Stated problem | Repeat the listing that follows, character for character, minus the pictures.

Data segment |

********

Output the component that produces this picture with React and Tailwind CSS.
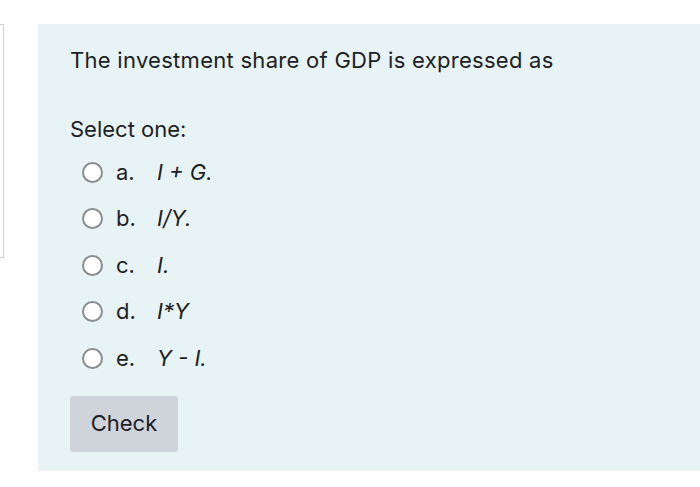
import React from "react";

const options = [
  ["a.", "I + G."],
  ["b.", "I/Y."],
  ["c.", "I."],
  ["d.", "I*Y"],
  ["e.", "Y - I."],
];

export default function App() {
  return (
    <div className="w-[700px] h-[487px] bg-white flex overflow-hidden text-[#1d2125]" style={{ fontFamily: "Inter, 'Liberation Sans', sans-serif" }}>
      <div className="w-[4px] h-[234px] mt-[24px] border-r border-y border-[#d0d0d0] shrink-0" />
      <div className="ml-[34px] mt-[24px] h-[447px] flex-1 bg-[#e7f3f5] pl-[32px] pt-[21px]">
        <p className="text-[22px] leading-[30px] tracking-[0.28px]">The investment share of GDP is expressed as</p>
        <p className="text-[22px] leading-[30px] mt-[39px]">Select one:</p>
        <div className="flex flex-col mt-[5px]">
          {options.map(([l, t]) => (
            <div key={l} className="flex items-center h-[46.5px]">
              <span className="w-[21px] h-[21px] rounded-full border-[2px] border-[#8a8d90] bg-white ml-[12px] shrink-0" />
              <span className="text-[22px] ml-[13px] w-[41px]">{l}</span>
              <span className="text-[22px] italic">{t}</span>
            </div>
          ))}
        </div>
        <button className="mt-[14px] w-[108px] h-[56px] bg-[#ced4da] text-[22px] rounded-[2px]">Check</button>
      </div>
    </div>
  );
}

********

Exercise solution |
Output the component that produces this picture with React and Tailwind CSS.
import React from "react";

const options = [
  ["a.", "I + G."],
  ["b.", "I/Y."],
  ["c.", "I."],
  ["d.", "I*Y"],
  ["e.", "Y - I."],
];

export default function App() {
  return (
    <div className="w-[700px] h-[487px] bg-white flex overflow-hidden text-[#1d2125]" style={{ fontFamily: "Inter, 'Liberation Sans', sans-serif" }}>
      <div className="w-[4px] h-[234px] mt-[24px] border-r border-y border-[#d0d0d0] shrink-0" />
      <div className="ml-[34px] mt-[24px] h-[447px] flex-1 bg-[#e7f3f5] pl-[32px] pt-[21px]">
        <p className="text-[22px] leading-[30px] tracking-[0.28px]">The investment share of GDP is expressed as</p>
        <p className="text-[22px] leading-[30px] mt-[39px]">Select one:</p>
        <div className="flex flex-col mt-[5px]">
          {options.map(([l, t]) => (
            <div key={l} className="flex items-center h-[46.5px]">
              <span className="w-[21px] h-[21px] rounded-full border-[2px] border-[#8a8d90] bg-white ml-[12px] shrink-0" />
              <span className="text-[22px] ml-[13px] w-[41px]">{l}</span>
              <span className="text-[22px] italic">{t}</span>
            </div>
          ))}
        </div>
        <button className="mt-[14px] w-[108px] h-[56px] bg-[#ced4da] text-[22px] rounded-[2px]">Check</button>
      </div>
    </div>
  );
}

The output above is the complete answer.